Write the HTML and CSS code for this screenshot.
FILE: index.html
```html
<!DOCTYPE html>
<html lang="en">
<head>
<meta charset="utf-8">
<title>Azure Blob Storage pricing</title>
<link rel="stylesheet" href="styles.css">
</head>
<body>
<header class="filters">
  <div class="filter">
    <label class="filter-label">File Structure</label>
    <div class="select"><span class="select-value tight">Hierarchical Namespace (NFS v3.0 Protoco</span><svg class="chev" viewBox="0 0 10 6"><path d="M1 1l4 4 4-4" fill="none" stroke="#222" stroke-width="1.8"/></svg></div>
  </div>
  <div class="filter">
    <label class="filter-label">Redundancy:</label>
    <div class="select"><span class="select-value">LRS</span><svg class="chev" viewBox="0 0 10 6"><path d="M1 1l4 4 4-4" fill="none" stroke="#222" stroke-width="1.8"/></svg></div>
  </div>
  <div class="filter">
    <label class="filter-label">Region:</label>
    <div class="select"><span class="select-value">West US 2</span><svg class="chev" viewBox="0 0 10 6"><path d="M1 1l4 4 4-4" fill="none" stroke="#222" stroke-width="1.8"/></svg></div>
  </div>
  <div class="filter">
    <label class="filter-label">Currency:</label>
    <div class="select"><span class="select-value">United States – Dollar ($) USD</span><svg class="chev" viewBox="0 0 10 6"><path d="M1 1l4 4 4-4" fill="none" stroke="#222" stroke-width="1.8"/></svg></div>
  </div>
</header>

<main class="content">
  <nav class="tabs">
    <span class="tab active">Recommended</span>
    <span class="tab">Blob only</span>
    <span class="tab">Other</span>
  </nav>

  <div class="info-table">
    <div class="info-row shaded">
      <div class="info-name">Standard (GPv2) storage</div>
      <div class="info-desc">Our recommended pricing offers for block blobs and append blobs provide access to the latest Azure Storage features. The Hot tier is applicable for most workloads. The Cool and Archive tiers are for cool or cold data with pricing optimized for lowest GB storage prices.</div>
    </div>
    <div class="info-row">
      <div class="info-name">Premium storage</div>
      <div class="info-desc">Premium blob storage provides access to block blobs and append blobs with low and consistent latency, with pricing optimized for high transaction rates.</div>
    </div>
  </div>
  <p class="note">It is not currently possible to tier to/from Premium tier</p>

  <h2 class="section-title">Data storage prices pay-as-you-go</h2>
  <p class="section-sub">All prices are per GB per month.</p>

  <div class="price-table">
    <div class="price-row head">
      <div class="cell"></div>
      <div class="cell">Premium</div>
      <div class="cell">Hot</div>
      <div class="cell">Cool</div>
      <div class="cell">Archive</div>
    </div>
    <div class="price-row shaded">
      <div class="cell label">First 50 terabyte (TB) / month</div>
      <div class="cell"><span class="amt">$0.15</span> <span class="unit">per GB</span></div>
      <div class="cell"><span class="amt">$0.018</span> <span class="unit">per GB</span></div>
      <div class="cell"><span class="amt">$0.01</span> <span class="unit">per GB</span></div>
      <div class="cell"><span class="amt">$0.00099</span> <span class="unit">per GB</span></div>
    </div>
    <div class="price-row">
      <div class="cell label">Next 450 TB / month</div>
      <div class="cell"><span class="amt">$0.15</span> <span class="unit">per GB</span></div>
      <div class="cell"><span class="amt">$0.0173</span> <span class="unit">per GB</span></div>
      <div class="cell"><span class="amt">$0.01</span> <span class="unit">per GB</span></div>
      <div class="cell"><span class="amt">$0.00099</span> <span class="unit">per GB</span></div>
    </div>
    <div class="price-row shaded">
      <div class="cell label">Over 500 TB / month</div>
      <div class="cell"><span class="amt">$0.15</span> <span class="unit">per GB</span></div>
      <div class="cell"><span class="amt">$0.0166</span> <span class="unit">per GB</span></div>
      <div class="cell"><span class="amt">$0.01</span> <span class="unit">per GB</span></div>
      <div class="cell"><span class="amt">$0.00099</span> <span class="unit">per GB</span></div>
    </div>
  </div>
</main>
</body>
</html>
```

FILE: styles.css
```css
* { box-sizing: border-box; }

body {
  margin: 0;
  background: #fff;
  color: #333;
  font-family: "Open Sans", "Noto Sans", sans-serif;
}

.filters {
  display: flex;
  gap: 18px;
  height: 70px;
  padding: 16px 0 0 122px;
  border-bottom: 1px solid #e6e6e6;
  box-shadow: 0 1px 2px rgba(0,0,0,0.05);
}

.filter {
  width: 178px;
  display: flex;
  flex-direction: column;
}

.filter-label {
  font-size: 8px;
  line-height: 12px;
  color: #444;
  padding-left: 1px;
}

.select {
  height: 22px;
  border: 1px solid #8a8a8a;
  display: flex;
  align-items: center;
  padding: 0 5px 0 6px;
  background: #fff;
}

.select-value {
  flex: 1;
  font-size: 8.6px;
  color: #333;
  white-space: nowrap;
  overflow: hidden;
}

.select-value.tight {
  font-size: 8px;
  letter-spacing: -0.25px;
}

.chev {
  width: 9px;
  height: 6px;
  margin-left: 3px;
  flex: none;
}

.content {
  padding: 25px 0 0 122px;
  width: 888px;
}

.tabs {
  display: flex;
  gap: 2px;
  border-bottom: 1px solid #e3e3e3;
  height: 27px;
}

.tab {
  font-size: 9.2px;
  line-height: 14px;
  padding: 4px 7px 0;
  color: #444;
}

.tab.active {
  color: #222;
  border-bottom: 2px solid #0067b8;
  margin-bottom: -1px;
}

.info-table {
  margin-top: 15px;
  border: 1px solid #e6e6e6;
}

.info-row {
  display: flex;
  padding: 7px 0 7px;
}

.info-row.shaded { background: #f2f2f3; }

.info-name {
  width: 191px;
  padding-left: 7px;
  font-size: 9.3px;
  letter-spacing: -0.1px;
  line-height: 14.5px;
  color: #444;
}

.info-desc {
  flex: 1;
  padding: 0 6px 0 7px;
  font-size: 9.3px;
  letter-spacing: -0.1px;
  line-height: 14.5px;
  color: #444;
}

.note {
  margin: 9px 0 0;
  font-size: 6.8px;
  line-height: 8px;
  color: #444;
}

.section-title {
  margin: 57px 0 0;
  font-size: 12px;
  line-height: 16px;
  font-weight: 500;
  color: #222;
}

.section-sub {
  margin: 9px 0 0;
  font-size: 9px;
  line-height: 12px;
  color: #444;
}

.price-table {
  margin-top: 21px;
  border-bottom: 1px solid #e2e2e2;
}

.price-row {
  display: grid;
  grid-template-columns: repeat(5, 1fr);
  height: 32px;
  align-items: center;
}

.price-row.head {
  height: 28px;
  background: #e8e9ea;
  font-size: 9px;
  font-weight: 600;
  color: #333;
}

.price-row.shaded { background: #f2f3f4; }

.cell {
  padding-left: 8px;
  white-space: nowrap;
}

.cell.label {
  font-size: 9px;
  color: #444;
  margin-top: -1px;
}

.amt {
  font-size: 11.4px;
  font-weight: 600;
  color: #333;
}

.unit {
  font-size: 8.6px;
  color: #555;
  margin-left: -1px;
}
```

» **Task details**:
Extract the listing in its entirety, matching it exactly.

» **Result**:
Write the HTML and CSS code for this screenshot.
FILE: index.html
```html
<!DOCTYPE html>
<html lang="en">
<head>
<meta charset="utf-8">
<title>Azure Blob Storage pricing</title>
<link rel="stylesheet" href="styles.css">
</head>
<body>
<header class="filters">
  <div class="filter">
    <label class="filter-label">File Structure</label>
    <div class="select"><span class="select-value tight">Hierarchical Namespace (NFS v3.0 Protoco</span><svg class="chev" viewBox="0 0 10 6"><path d="M1 1l4 4 4-4" fill="none" stroke="#222" stroke-width="1.8"/></svg></div>
  </div>
  <div class="filter">
    <label class="filter-label">Redundancy:</label>
    <div class="select"><span class="select-value">LRS</span><svg class="chev" viewBox="0 0 10 6"><path d="M1 1l4 4 4-4" fill="none" stroke="#222" stroke-width="1.8"/></svg></div>
  </div>
  <div class="filter">
    <label class="filter-label">Region:</label>
    <div class="select"><span class="select-value">West US 2</span><svg class="chev" viewBox="0 0 10 6"><path d="M1 1l4 4 4-4" fill="none" stroke="#222" stroke-width="1.8"/></svg></div>
  </div>
  <div class="filter">
    <label class="filter-label">Currency:</label>
    <div class="select"><span class="select-value">United States – Dollar ($) USD</span><svg class="chev" viewBox="0 0 10 6"><path d="M1 1l4 4 4-4" fill="none" stroke="#222" stroke-width="1.8"/></svg></div>
  </div>
</header>

<main class="content">
  <nav class="tabs">
    <span class="tab active">Recommended</span>
    <span class="tab">Blob only</span>
    <span class="tab">Other</span>
  </nav>

  <div class="info-table">
    <div class="info-row shaded">
      <div class="info-name">Standard (GPv2) storage</div>
      <div class="info-desc">Our recommended pricing offers for block blobs and append blobs provide access to the latest Azure Storage features. The Hot tier is applicable for most workloads. The Cool and Archive tiers are for cool or cold data with pricing optimized for lowest GB storage prices.</div>
    </div>
    <div class="info-row">
      <div class="info-name">Premium storage</div>
      <div class="info-desc">Premium blob storage provides access to block blobs and append blobs with low and consistent latency, with pricing optimized for high transaction rates.</div>
    </div>
  </div>
  <p class="note">It is not currently possible to tier to/from Premium tier</p>

  <h2 class="section-title">Data storage prices pay-as-you-go</h2>
  <p class="section-sub">All prices are per GB per month.</p>

  <div class="price-table">
    <div class="price-row head">
      <div class="cell"></div>
      <div class="cell">Premium</div>
      <div class="cell">Hot</div>
      <div class="cell">Cool</div>
      <div class="cell">Archive</div>
    </div>
    <div class="price-row shaded">
      <div class="cell label">First 50 terabyte (TB) / month</div>
      <div class="cell"><span class="amt">$0.15</span> <span class="unit">per GB</span></div>
      <div class="cell"><span class="amt">$0.018</span> <span class="unit">per GB</span></div>
      <div class="cell"><span class="amt">$0.01</span> <span class="unit">per GB</span></div>
      <div class="cell"><span class="amt">$0.00099</span> <span class="unit">per GB</span></div>
    </div>
    <div class="price-row">
      <div class="cell label">Next 450 TB / month</div>
      <div class="cell"><span class="amt">$0.15</span> <span class="unit">per GB</span></div>
      <div class="cell"><span class="amt">$0.0173</span> <span class="unit">per GB</span></div>
      <div class="cell"><span class="amt">$0.01</span> <span class="unit">per GB</span></div>
      <div class="cell"><span class="amt">$0.00099</span> <span class="unit">per GB</span></div>
    </div>
    <div class="price-row shaded">
      <div class="cell label">Over 500 TB / month</div>
      <div class="cell"><span class="amt">$0.15</span> <span class="unit">per GB</span></div>
      <div class="cell"><span class="amt">$0.0166</span> <span class="unit">per GB</span></div>
      <div class="cell"><span class="amt">$0.01</span> <span class="unit">per GB</span></div>
      <div class="cell"><span class="amt">$0.00099</span> <span class="unit">per GB</span></div>
    </div>
  </div>
</main>
</body>
</html>
```

FILE: styles.css
```css
* { box-sizing: border-box; }

body {
  margin: 0;
  background: #fff;
  color: #333;
  font-family: "Open Sans", "Noto Sans", sans-serif;
}

.filters {
  display: flex;
  gap: 18px;
  height: 70px;
  padding: 16px 0 0 122px;
  border-bottom: 1px solid #e6e6e6;
  box-shadow: 0 1px 2px rgba(0,0,0,0.05);
}

.filter {
  width: 178px;
  display: flex;
  flex-direction: column;
}

.filter-label {
  font-size: 8px;
  line-height: 12px;
  color: #444;
  padding-left: 1px;
}

.select {
  height: 22px;
  border: 1px solid #8a8a8a;
  display: flex;
  align-items: center;
  padding: 0 5px 0 6px;
  background: #fff;
}

.select-value {
  flex: 1;
  font-size: 8.6px;
  color: #333;
  white-space: nowrap;
  overflow: hidden;
}

.select-value.tight {
  font-size: 8px;
  letter-spacing: -0.25px;
}

.chev {
  width: 9px;
  height: 6px;
  margin-left: 3px;
  flex: none;
}

.content {
  padding: 25px 0 0 122px;
  width: 888px;
}

.tabs {
  display: flex;
  gap: 2px;
  border-bottom: 1px solid #e3e3e3;
  height: 27px;
}

.tab {
  font-size: 9.2px;
  line-height: 14px;
  padding: 4px 7px 0;
  color: #444;
}

.tab.active {
  color: #222;
  border-bottom: 2px solid #0067b8;
  margin-bottom: -1px;
}

.info-table {
  margin-top: 15px;
  border: 1px solid #e6e6e6;
}

.info-row {
  display: flex;
  padding: 7px 0 7px;
}

.info-row.shaded { background: #f2f2f3; }

.info-name {
  width: 191px;
  padding-left: 7px;
  font-size: 9.3px;
  letter-spacing: -0.1px;
  line-height: 14.5px;
  color: #444;
}

.info-desc {
  flex: 1;
  padding: 0 6px 0 7px;
  font-size: 9.3px;
  letter-spacing: -0.1px;
  line-height: 14.5px;
  color: #444;
}

.note {
  margin: 9px 0 0;
  font-size: 6.8px;
  line-height: 8px;
  color: #444;
}

.section-title {
  margin: 57px 0 0;
  font-size: 12px;
  line-height: 16px;
  font-weight: 500;
  color: #222;
}

.section-sub {
  margin: 9px 0 0;
  font-size: 9px;
  line-height: 12px;
  color: #444;
}

.price-table {
  margin-top: 21px;
  border-bottom: 1px solid #e2e2e2;
}

.price-row {
  display: grid;
  grid-template-columns: repeat(5, 1fr);
  height: 32px;
  align-items: center;
}

.price-row.head {
  height: 28px;
  background: #e8e9ea;
  font-size: 9px;
  font-weight: 600;
  color: #333;
}

.price-row.shaded { background: #f2f3f4; }

.cell {
  padding-left: 8px;
  white-space: nowrap;
}

.cell.label {
  font-size: 9px;
  color: #444;
  margin-top: -1px;
}

.amt {
  font-size: 11.4px;
  font-weight: 600;
  color: #333;
}

.unit {
  font-size: 8.6px;
  color: #555;
  margin-left: -1px;
}
```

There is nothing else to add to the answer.